Job
Would you transcribe the listing that follows, character for character, and omit its images?

Data
· · · · ·
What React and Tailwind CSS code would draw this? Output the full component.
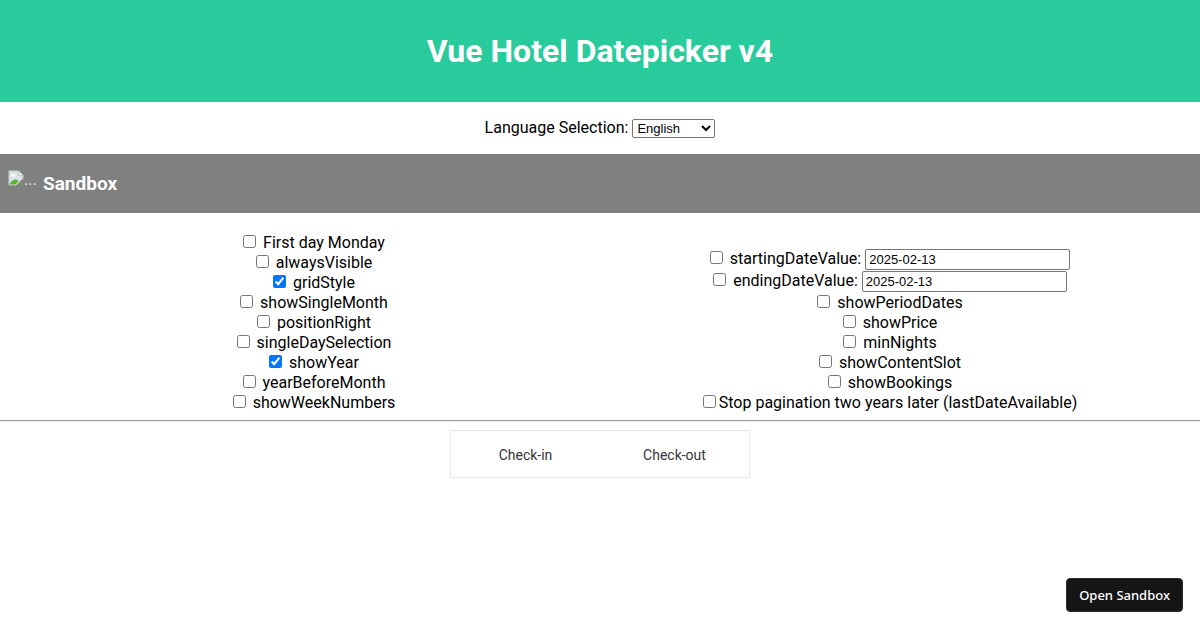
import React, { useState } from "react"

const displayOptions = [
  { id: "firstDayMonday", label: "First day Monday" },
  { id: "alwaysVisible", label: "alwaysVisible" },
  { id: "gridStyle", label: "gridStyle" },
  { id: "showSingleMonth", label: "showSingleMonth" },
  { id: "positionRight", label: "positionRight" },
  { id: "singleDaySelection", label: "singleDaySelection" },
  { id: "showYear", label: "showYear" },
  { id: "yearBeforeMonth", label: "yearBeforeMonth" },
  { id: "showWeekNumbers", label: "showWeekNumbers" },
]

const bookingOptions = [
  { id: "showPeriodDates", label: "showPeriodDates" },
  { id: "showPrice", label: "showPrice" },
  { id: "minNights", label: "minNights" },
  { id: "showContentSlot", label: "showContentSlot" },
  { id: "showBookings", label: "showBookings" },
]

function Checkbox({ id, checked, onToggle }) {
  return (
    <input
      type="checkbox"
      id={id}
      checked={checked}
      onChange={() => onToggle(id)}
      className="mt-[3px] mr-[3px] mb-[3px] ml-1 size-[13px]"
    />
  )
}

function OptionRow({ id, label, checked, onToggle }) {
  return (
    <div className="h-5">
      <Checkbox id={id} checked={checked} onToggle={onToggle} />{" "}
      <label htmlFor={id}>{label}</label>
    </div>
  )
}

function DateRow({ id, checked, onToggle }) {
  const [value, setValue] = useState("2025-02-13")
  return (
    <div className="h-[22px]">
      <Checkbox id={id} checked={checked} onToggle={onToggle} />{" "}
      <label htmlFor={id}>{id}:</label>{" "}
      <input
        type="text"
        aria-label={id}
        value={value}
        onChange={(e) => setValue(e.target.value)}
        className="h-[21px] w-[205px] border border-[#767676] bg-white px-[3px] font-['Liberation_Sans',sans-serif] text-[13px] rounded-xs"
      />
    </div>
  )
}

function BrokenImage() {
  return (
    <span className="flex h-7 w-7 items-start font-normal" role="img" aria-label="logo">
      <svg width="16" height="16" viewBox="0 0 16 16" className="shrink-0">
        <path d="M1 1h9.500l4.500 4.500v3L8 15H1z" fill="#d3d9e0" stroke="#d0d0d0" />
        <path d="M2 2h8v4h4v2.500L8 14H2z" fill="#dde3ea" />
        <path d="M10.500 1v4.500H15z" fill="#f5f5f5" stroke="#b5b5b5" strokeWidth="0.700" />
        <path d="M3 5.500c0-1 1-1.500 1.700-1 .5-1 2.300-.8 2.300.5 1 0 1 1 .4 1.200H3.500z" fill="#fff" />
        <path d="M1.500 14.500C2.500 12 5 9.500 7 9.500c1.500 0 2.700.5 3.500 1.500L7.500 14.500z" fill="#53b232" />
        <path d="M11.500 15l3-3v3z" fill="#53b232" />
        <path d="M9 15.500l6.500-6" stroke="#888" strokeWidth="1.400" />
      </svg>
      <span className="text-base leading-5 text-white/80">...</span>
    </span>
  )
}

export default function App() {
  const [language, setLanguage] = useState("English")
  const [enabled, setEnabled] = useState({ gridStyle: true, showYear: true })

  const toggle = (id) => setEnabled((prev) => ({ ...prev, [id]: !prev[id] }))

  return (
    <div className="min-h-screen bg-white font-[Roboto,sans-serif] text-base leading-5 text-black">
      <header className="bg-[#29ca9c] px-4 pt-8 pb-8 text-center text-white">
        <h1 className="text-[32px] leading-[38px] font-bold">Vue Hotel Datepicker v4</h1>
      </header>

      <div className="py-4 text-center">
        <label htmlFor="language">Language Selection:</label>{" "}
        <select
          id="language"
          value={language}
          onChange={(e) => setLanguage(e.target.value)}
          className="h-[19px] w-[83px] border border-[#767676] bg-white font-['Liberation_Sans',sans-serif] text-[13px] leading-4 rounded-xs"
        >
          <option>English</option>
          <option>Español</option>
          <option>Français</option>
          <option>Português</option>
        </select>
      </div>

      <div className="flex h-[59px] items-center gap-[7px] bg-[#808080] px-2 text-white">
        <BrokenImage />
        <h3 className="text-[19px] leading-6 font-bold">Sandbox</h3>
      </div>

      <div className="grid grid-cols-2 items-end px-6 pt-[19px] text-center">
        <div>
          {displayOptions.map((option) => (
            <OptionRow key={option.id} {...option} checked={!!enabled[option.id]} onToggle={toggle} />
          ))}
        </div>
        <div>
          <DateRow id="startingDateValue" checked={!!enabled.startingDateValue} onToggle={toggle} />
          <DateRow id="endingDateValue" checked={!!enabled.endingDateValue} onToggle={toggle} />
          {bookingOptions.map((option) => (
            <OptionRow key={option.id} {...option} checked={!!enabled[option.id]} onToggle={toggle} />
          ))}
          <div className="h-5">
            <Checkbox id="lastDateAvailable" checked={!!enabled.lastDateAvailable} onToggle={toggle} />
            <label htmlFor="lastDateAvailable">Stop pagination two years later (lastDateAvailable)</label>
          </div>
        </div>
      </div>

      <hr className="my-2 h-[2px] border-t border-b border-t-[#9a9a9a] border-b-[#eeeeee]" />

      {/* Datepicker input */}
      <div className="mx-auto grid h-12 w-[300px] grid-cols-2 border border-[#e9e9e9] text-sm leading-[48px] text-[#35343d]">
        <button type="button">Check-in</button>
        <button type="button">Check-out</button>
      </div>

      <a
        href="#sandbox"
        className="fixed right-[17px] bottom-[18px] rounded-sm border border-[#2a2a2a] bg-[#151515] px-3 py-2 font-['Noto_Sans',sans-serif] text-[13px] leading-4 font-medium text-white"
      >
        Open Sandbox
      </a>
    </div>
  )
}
· · · · ·
Answer
What React and Tailwind CSS code would draw this? Output the full component.
import React, { useState } from "react"

const displayOptions = [
  { id: "firstDayMonday", label: "First day Monday" },
  { id: "alwaysVisible", label: "alwaysVisible" },
  { id: "gridStyle", label: "gridStyle" },
  { id: "showSingleMonth", label: "showSingleMonth" },
  { id: "positionRight", label: "positionRight" },
  { id: "singleDaySelection", label: "singleDaySelection" },
  { id: "showYear", label: "showYear" },
  { id: "yearBeforeMonth", label: "yearBeforeMonth" },
  { id: "showWeekNumbers", label: "showWeekNumbers" },
]

const bookingOptions = [
  { id: "showPeriodDates", label: "showPeriodDates" },
  { id: "showPrice", label: "showPrice" },
  { id: "minNights", label: "minNights" },
  { id: "showContentSlot", label: "showContentSlot" },
  { id: "showBookings", label: "showBookings" },
]

function Checkbox({ id, checked, onToggle }) {
  return (
    <input
      type="checkbox"
      id={id}
      checked={checked}
      onChange={() => onToggle(id)}
      className="mt-[3px] mr-[3px] mb-[3px] ml-1 size-[13px]"
    />
  )
}

function OptionRow({ id, label, checked, onToggle }) {
  return (
    <div className="h-5">
      <Checkbox id={id} checked={checked} onToggle={onToggle} />{" "}
      <label htmlFor={id}>{label}</label>
    </div>
  )
}

function DateRow({ id, checked, onToggle }) {
  const [value, setValue] = useState("2025-02-13")
  return (
    <div className="h-[22px]">
      <Checkbox id={id} checked={checked} onToggle={onToggle} />{" "}
      <label htmlFor={id}>{id}:</label>{" "}
      <input
        type="text"
        aria-label={id}
        value={value}
        onChange={(e) => setValue(e.target.value)}
        className="h-[21px] w-[205px] border border-[#767676] bg-white px-[3px] font-['Liberation_Sans',sans-serif] text-[13px] rounded-xs"
      />
    </div>
  )
}

function BrokenImage() {
  return (
    <span className="flex h-7 w-7 items-start font-normal" role="img" aria-label="logo">
      <svg width="16" height="16" viewBox="0 0 16 16" className="shrink-0">
        <path d="M1 1h9.500l4.500 4.500v3L8 15H1z" fill="#d3d9e0" stroke="#d0d0d0" />
        <path d="M2 2h8v4h4v2.500L8 14H2z" fill="#dde3ea" />
        <path d="M10.500 1v4.500H15z" fill="#f5f5f5" stroke="#b5b5b5" strokeWidth="0.700" />
        <path d="M3 5.500c0-1 1-1.500 1.700-1 .5-1 2.300-.8 2.300.5 1 0 1 1 .4 1.200H3.500z" fill="#fff" />
        <path d="M1.500 14.500C2.500 12 5 9.500 7 9.500c1.500 0 2.700.5 3.500 1.500L7.500 14.500z" fill="#53b232" />
        <path d="M11.500 15l3-3v3z" fill="#53b232" />
        <path d="M9 15.500l6.500-6" stroke="#888" strokeWidth="1.400" />
      </svg>
      <span className="text-base leading-5 text-white/80">...</span>
    </span>
  )
}

export default function App() {
  const [language, setLanguage] = useState("English")
  const [enabled, setEnabled] = useState({ gridStyle: true, showYear: true })

  const toggle = (id) => setEnabled((prev) => ({ ...prev, [id]: !prev[id] }))

  return (
    <div className="min-h-screen bg-white font-[Roboto,sans-serif] text-base leading-5 text-black">
      <header className="bg-[#29ca9c] px-4 pt-8 pb-8 text-center text-white">
        <h1 className="text-[32px] leading-[38px] font-bold">Vue Hotel Datepicker v4</h1>
      </header>

      <div className="py-4 text-center">
        <label htmlFor="language">Language Selection:</label>{" "}
        <select
          id="language"
          value={language}
          onChange={(e) => setLanguage(e.target.value)}
          className="h-[19px] w-[83px] border border-[#767676] bg-white font-['Liberation_Sans',sans-serif] text-[13px] leading-4 rounded-xs"
        >
          <option>English</option>
          <option>Español</option>
          <option>Français</option>
          <option>Português</option>
        </select>
      </div>

      <div className="flex h-[59px] items-center gap-[7px] bg-[#808080] px-2 text-white">
        <BrokenImage />
        <h3 className="text-[19px] leading-6 font-bold">Sandbox</h3>
      </div>

      <div className="grid grid-cols-2 items-end px-6 pt-[19px] text-center">
        <div>
          {displayOptions.map((option) => (
            <OptionRow key={option.id} {...option} checked={!!enabled[option.id]} onToggle={toggle} />
          ))}
        </div>
        <div>
          <DateRow id="startingDateValue" checked={!!enabled.startingDateValue} onToggle={toggle} />
          <DateRow id="endingDateValue" checked={!!enabled.endingDateValue} onToggle={toggle} />
          {bookingOptions.map((option) => (
            <OptionRow key={option.id} {...option} checked={!!enabled[option.id]} onToggle={toggle} />
          ))}
          <div className="h-5">
            <Checkbox id="lastDateAvailable" checked={!!enabled.lastDateAvailable} onToggle={toggle} />
            <label htmlFor="lastDateAvailable">Stop pagination two years later (lastDateAvailable)</label>
          </div>
        </div>
      </div>

      <hr className="my-2 h-[2px] border-t border-b border-t-[#9a9a9a] border-b-[#eeeeee]" />

      {/* Datepicker input */}
      <div className="mx-auto grid h-12 w-[300px] grid-cols-2 border border-[#e9e9e9] text-sm leading-[48px] text-[#35343d]">
        <button type="button">Check-in</button>
        <button type="button">Check-out</button>
      </div>

      <a
        href="#sandbox"
        className="fixed right-[17px] bottom-[18px] rounded-sm border border-[#2a2a2a] bg-[#151515] px-3 py-2 font-['Noto_Sans',sans-serif] text-[13px] leading-4 font-medium text-white"
      >
        Open Sandbox
      </a>
    </div>
  )
}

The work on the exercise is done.